Depending on how comfy you are with slogging up the hill, possibly with weight, a Spartan Sprint will probably take you anywhere from one and a half to two and a half hours. Settle in. And for goodness sake, do not sprint out of the gate.

The obstacles will knock the wind out of you.

Running is one thing. Completing obstacles is another thing. Running, then completing obstacles, then running is a different thing entirely.

The burpees will knock even more wind out of you than obstacles.

Running after completing thirty burpees sucks. Read that sentence again. If you still have few weeks before your event, I suggest throwing few sets of thirty burpees into a training run or two, just to assess the potential damage. Otherwise, you will be unpleasantly surprised during the race.

Do the (penalty) burpees.

If you fail an obstacle, there are only two options:

1 – You feel pissed/disappointed that you have failed an obstacle, and doing penalty burpees just seems to add insult to the injury. You decide you are too tired, too hungry, too sore, too beat up, too dehydrated, too [insert anything else that comes to mind here], and move on to the next obstacle. Characteristic signs include sloped shoulders, defeated posture, and averted gaze (or just-try-and-dare-me-i-will-cut-you gaze).

2 – You do the burpees.

Every single debate on burpee form, burpee ethics, and human worth has already taken place. Fuck that noise.

Do the burpees. Don’t do them for me. Do them for you. At the end of the day… your food will taste better.

You’ll crawl.

You will be on your knees at some point, and on your stomach at some point. Possibly, crawling across sharp rocks. Therefore, if you choose to wear booty shorts, you are either my hero, or an idiot.


I am just jealous. Because the one and only time I wore booty shorts to a Spartan Race, I ended up looking for the bushes about forty minutes in, so I could unpeel sticky wet layers and slather every inch of my inner thighs with BodyGlide. Chafing is real, yo. But, if that’s NOT your struggle, strut away. Thigh-gapped queens out there – you do you.

You’ll hang, you’ll carry.

You will have to support your body weight – whether that’s swinging across monkey bars, the Platinum rig, or climbing a rope. If you cannot support your own bodyweight, wearing gloves will not make it magically possible. Just being straight with you, sister.

You’ll carry and drag various objects across various terrain. Some menu items may include bucket with gravel, cinder block on a chain, sand bag. Yes, it reads a little bit like a tool selection from a torture chamber.

Some questions you may have:

Is that real fire at the finish line? Yes.
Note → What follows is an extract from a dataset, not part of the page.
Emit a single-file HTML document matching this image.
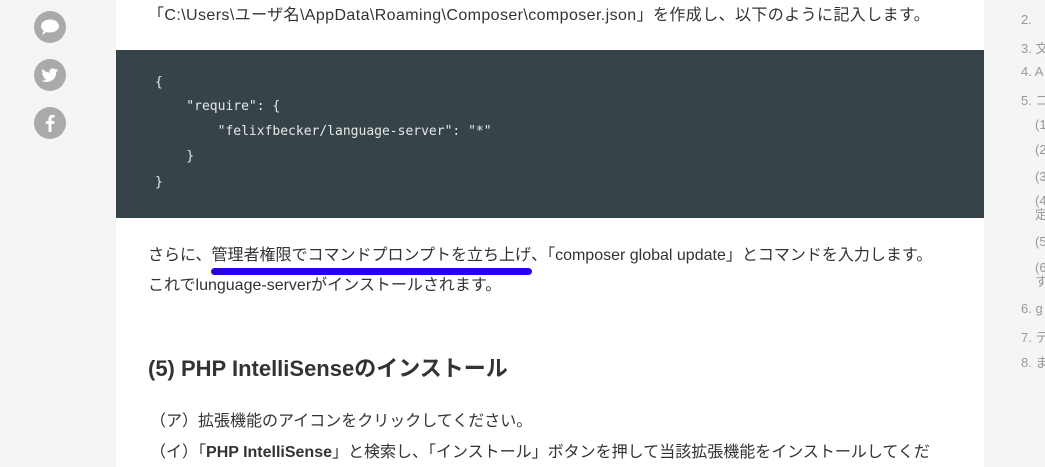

Did I really pay money for this? Yes.

Should you bring water? Yes.

Should you bring food? Probably. Recommended – energy gels (if you know you can stomach them), Twizzlers, jelly beans, dried mango, dates. Not recommended – nuts, chocolate, salad, steak.

Should you wear the oldest shoes you have, so you can throw them out after? No. Just wear the shoes you’d go running in. The oldest pair is worn out, and not supportive. It’s just mud. It will come off. #powerwasher

Should you bring anything else? Yes. Sunscreen and a sense of humour.

That’s it. Your first Spartan Race, your first obstacle race, your first race. There is a certain big dealness to it, isn’t there?

“It’s just a race”, people will say. “It’s just a 5k“, they will say.

Don’t listen to those people. In fact, don’t listen whenever anyone uses the word “just” to describe anything you do.

Yourself included.

“Oh, I’m JUST doing it for fun”. “I am just participating – I am not going to race it or anything”. No.

This is a big fucking deal. YOU are a big fucking deal.

No, go, lose that sparkle, you, beautiful bitch, you.